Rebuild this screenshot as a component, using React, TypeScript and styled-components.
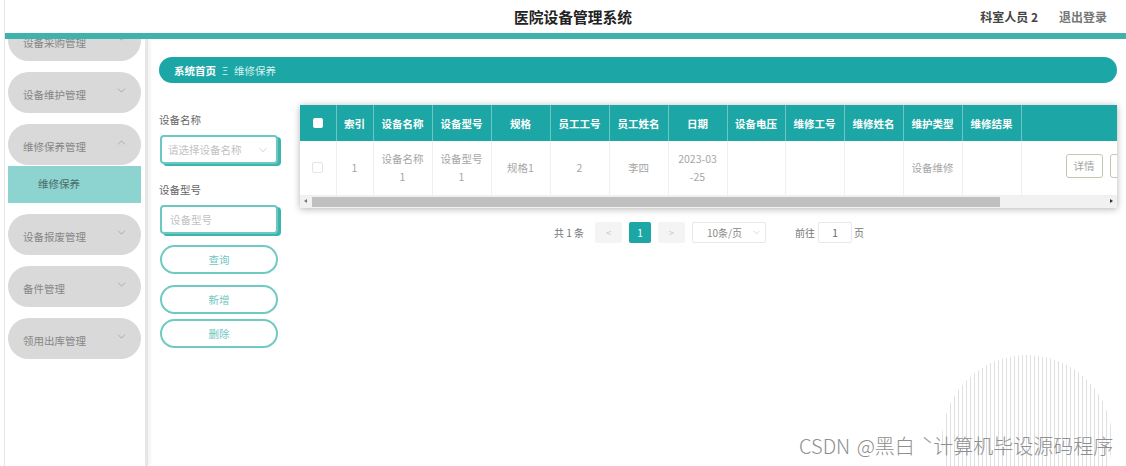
import React from "react";
import styled, { createGlobalStyle } from "styled-components";
import { ChevronDown, ChevronUp } from "lucide-react";

const GlobalStyle = createGlobalStyle`
  html, body {
    margin: 0;
    padding: 0;
    background: #fff;
    overflow: hidden;
  }
  * {
    box-sizing: border-box;
  }
  body {
    font-family: "Noto Sans CJK SC", "Noto Sans", sans-serif;
  }
`;

const menus = [
  { name: "设备采购管理", clipped: true },
  { name: "设备维护管理" },
  { name: "维修保养管理", open: true, children: ["维修保养"] },
  { name: "设备报废管理" },
  { name: "备件管理" },
  { name: "领用出库管理" },
];

const columns = [
  { title: "索引", width: 37 },
  { title: "设备名称", width: 59 },
  { title: "设备型号", width: 59 },
  { title: "规格", width: 59 },
  { title: "员工工号", width: 59 },
  { title: "员工姓名", width: 59 },
  { title: "日期", width: 59 },
  { title: "设备电压", width: 58 },
  { title: "维修工号", width: 59 },
  { title: "维修姓名", width: 59 },
  { title: "维护类型", width: 59 },
  { title: "维修结果", width: 59 },
];

const row = ["1", "设备名称1", "设备型号1", "规格1", "2", "李四", "2023-03\n-25", "", "", "", "设备维修", ""];

export default function App() {
  return (
    <Page>
      <GlobalStyle />
      <Header>
        <HeaderTitle>医院设备管理系统</HeaderTitle>
        <HeaderUser>科室人员 2</HeaderUser>
        <Logout>退出登录</Logout>
      </Header>
      <Body>
        <Sidebar>
          {menus.map((menu) => (
            <MenuGroup key={menu.name} $clipped={menu.clipped}>
              <MenuPill>
                {menu.name}
                <MenuArrow>
                  {menu.open ? <ChevronUp size={13} strokeWidth={1} /> : <ChevronDown size={13} strokeWidth={1} />}
                </MenuArrow>
              </MenuPill>
              {menu.children?.map((child) => <SubItem key={child}>{child}</SubItem>)}
            </MenuGroup>
          ))}
        </Sidebar>
        <Main>
          <Breadcrumb>
            <strong>系统首页</strong>
            <BreadSep>Ξ</BreadSep>
            <span>维修保养</span>
          </Breadcrumb>
          <Content>
            <SearchForm>
              <FieldLabel>设备名称</FieldLabel>
              <Field>
                <Placeholder>请选择设备名称</Placeholder>
                <ChevronDown size={14} strokeWidth={1} color="#b5b5b5" />
              </Field>
              <FieldLabel $gap={16}>设备型号</FieldLabel>
              <Field>
                <Placeholder $inset={2}>设备型号</Placeholder>
              </Field>
              <OutlineButton $top={11}>查询</OutlineButton>
              <OutlineButton $top={11}>新增</OutlineButton>
              <OutlineButton $top={5}>删除</OutlineButton>
            </SearchForm>
            <TableArea>
              <TableCard>
                <TableClip>
                  <Table>
                    <colgroup>
                      <Col $width={36} />
                      {columns.map((c) => (
                        <Col key={c.title} $width={c.width} />
                      ))}
                      <Col $width={240} />
                    </colgroup>
                    <thead>
                      <tr>
                        <Th>
                          <HeadCheck />
                        </Th>
                        {columns.map((c) => (
                          <Th key={c.title}>{c.title}</Th>
                        ))}
                        <Th />
                      </tr>
                    </thead>
                    <tbody>
                      <tr>
                        <Td>
                          <RowCheck />
                        </Td>
                        {row.map((value, i) => (
                          <Td key={i}>{value}</Td>
                        ))}
                        <Td>
                          <Actions>
                            <ActionButton>详情</ActionButton>
                            <ActionButton>修改</ActionButton>
                          </Actions>
                        </Td>
                      </tr>
                    </tbody>
                  </Table>
                </TableClip>
                <ScrollBar>
                  <ScrollArrow $dir="left" />
                  <ScrollTrack>
                    <ScrollThumb />
                  </ScrollTrack>
                  <ScrollArrow $dir="right" />
                </ScrollBar>
              </TableCard>
              <Pagination>
                <PageTotal>共 1 条</PageTotal>
                <PageButton>&lt;</PageButton>
                <PageCurrent>1</PageCurrent>
                <PageButton>&gt;</PageButton>
                <PageSize>
                  10条/页
                  <ChevronDown size={11} strokeWidth={1} color="#b5b5b5" />
                </PageSize>
                <PageText $left={29}>前往</PageText>
                <PageInput>1</PageInput>
                <PageText $left={2}>页</PageText>
              </Pagination>
            </TableArea>
          </Content>
        </Main>
      </Body>
      <Stripes />
      <Watermark>CSDN @黑白 ˋ计算机毕设源码程序</Watermark>
    </Page>
  );
}

const Page = styled.div`
  position: relative;
  width: 1122px;
  height: 466px;
  overflow: hidden;
  margin-left: 4px;
  border-left: 1px solid #e6e6e6;
`;

const Header = styled.header`
  display: flex;
  align-items: center;
  height: 39px;
  padding: 0 19px 0 0;
  background: #fff;
  border-bottom: 6px solid #3fb3ab;
  position: relative;
  z-index: 2;
`;

const HeaderTitle = styled.h1`
  margin: 0 0 0 509px;
  font-size: 14.75px;
  font-weight: 700;
  color: #222;
`;

const HeaderUser = styled.span`
  margin-left: auto;
  font-size: 12px;
  font-weight: 700;
  color: #444;
`;

const Logout = styled.span`
  margin-left: 21px;
  font-size: 12px;
  font-weight: 700;
  color: #777;
`;

const Body = styled.div`
  display: flex;
  height: 427px;
`;

const Sidebar = styled.aside`
  width: 143px;
  padding: 0 0 0 3px;
  border-right: 3px solid #e6e6e6;
  box-shadow: 2px 0 4px rgba(0, 0, 0, 0.06);
  overflow: hidden;
  flex-shrink: 0;
`;

const MenuGroup = styled.div<{ $clipped?: boolean }>`
  margin-top: ${(p) => (p.$clipped ? "-19px" : "11px")};
`;

const MenuPill = styled.div`
  display: flex;
  align-items: center;
  justify-content: space-between;
  width: 133px;
  height: 41px;
  padding: 3px 13px 0 15px;
  border-radius: 21px;
  background: #d9d9d9;
  color: #868686;
  font-size: 10.5px;
`;

const MenuArrow = styled.span`
  display: flex;
  margin-top: -7px;
`;

const SubItem = styled.div`
  width: 133px;
  height: 37px;
  margin: 1px 0;
  padding: 0 0 0 30px;
  background: #8dd3cf;
  color: #4a6b69;
  font-size: 10.5px;
  line-height: 36px;
`;

const Main = styled.main`
  flex: 1;
  min-width: 0;
  padding: 18px 9px 0 11px;
`;

const Breadcrumb = styled.nav`
  display: flex;
  align-items: center;
  height: 26px;
  padding-left: 15px;
  border-radius: 13px;
  background: #1ca7a6;
  color: #d8f1f0;
  font-size: 10.5px;

  strong {
    color: #fff;
    font-weight: 700;
  }
`;

const BreadSep = styled.span`
  margin: 0 6px;
  font-size: 10px;
`;

const Content = styled.div`
  display: flex;
  align-items: flex-start;
  margin-top: 22px;
`;

const SearchForm = styled.div`
  width: 141px;
  padding-top: 5px;
  flex-shrink: 0;
`;

const FieldLabel = styled.div<{ $gap?: number }>`
  height: 20px;
  margin-top: ${(p) => p.$gap ?? 0}px;
  margin-bottom: 5px;
  font-size: 10.5px;
  line-height: 20px;
  color: #666;
`;

const Field = styled.div`
  display: flex;
  align-items: center;
  justify-content: space-between;
  width: 118px;
  height: 29px;
  margin-left: 1px;
  padding: 0 6px;
  border: 2px solid #6cc8c2;
  border-radius: 4px;
  background: #fff;
  box-shadow: 3px 2px 0 #3cb5ad;
`;

const Placeholder = styled.span<{ $inset?: number }>`
  margin-left: ${(p) => p.$inset ?? 0}px;
  font-size: 10.5px;
  color: #c2c2c2;
`;

const OutlineButton = styled.button<{ $top: number }>`
  display: block;
  width: 118px;
  height: 29px;
  margin: ${(p) => p.$top}px 0 0 1px;
  padding: 0;
  border: 2px solid #6fcac4;
  border-radius: 15px;
  background: #fff;
  color: #6fc5bf;
  font-family: inherit;
  font-size: 10.5px;
`;

const TableArea = styled.div`
  flex: 1;
  min-width: 0;
`;

const TableCard = styled.div`
  box-shadow: 0 1px 7px rgba(0, 0, 0, 0.3);
`;

const TableClip = styled.div`
  overflow: hidden;
`;

const Table = styled.table`
  table-layout: fixed;
  width: 961px;
  border-collapse: collapse;
`;

const Col = styled.col<{ $width: number }>`
  width: ${(p) => p.$width}px;
`;

const Th = styled.th`
  height: 36px;
  padding: 0 2px;
  border-right: 1px solid #6cc6c3;
  background: #1ca7a6;
  color: #fff;
  font-size: 10.5px;
  font-weight: 700;
  text-align: center;
`;

const Td = styled.td`
  height: 54px;
  padding: 0 6px;
  border-right: 1px solid #efefef;
  border-bottom: 1px solid #efefef;
  color: #a6a6a6;
  font-size: 10.5px;
  line-height: 18px;
  text-align: center;
  white-space: pre-line;
  word-break: break-all;
`;

const HeadCheck = styled.span`
  display: block;
  width: 10px;
  height: 10px;
  margin: 0 auto;
  border-radius: 2px;
  background: #fff;
`;

const RowCheck = styled.span`
  display: block;
  width: 11px;
  height: 11px;
  margin: 0 auto;
  border: 1px solid #e4e4e4;
  border-radius: 2px;
  background: #fff;
`;

const Actions = styled.div`
  display: flex;
  gap: 7px;
  padding: 0 0 4px 38px;
`;

const ActionButton = styled.button`
  flex-shrink: 0;
  width: 37px;
  height: 24px;
  padding: 0;
  border: 1px solid #bfcbae;
  border-radius: 3px;
  background: #fff;
  color: #a3a3a3;
  font-family: inherit;
  font-size: 10.5px;
`;

const ScrollBar = styled.div`
  display: flex;
  align-items: center;
  height: 12px;
  background: #f1f1f1;
`;

const ScrollArrow = styled.span<{ $dir: "left" | "right" }>`
  width: 12px;
  height: 12px;
  flex-shrink: 0;
  position: relative;

  &::after {
    content: "";
    position: absolute;
    top: 3.5px;
    border-style: solid;
    border-width: 2.5px 3px;
    border-color: transparent;
    ${(p) => (p.$dir === "left" ? "border-right-color: #777; left: 1px;" : "border-left-color: #333; left: 5px;")}
  }
`;

const ScrollTrack = styled.div`
  flex: 1;
  height: 12px;
  padding: 1px 0;
`;

const ScrollThumb = styled.div`
  width: 688px;
  height: 10px;
  background: #c0c0c0;
`;

const Pagination = styled.div`
  display: flex;
  align-items: center;
  height: 21px;
  margin-top: 14px;
  padding-left: 254px;
  font-size: 10px;
  color: #777;
`;

const PageTotal = styled.span`
  width: 41px;
`;

const PageButton = styled.span`
  display: flex;
  align-items: center;
  justify-content: center;
  width: 27px;
  height: 21px;
  border-radius: 2px;
  background: #f4f4f5;
  color: #c0c4cc;
  font-size: 9px;
`;

const PageCurrent = styled.span`
  display: flex;
  align-items: center;
  justify-content: center;
  width: 22px;
  height: 21px;
  margin: 0 7px;
  border-radius: 2px;
  background: #1ca7a6;
  color: #fff;
  font-size: 10px;
`;

const PageSize = styled.span`
  display: flex;
  align-items: center;
  justify-content: space-between;
  width: 74px;
  height: 21px;
  margin-left: 7px;
  padding: 0 3px 0 14px;
  border: 1px solid #e6e8ee;
  border-radius: 2px;
  color: #888;
`;

const PageText = styled.span<{ $left: number }>`
  margin-left: ${(p) => p.$left}px;
`;

const PageInput = styled.span`
  width: 34px;
  height: 21px;
  margin-left: 3px;
  border: 1px solid #e6e8ee;
  border-radius: 2px;
  color: #666;
  line-height: 19px;
  text-align: center;
`;

const Stripes = styled.div`
  position: absolute;
  left: 937px;
  top: 355px;
  width: 170px;
  height: 170px;
  border-radius: 50%;
  background: repeating-linear-gradient(90deg, #e0e0e0 0 1.5px, #fff 1.5px 4px);
`;

const Watermark = styled.div`
  position: absolute;
  left: 794px;
  top: 432px;
  font-size: 20px;
  font-weight: 300;
  line-height: 28px;
  color: #8f8f8f;
  white-space: nowrap;
  word-spacing: 2px;
`;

____________

__Exercise__
Give only the number of lines above that hold the string "components".

__Answer to this task__
2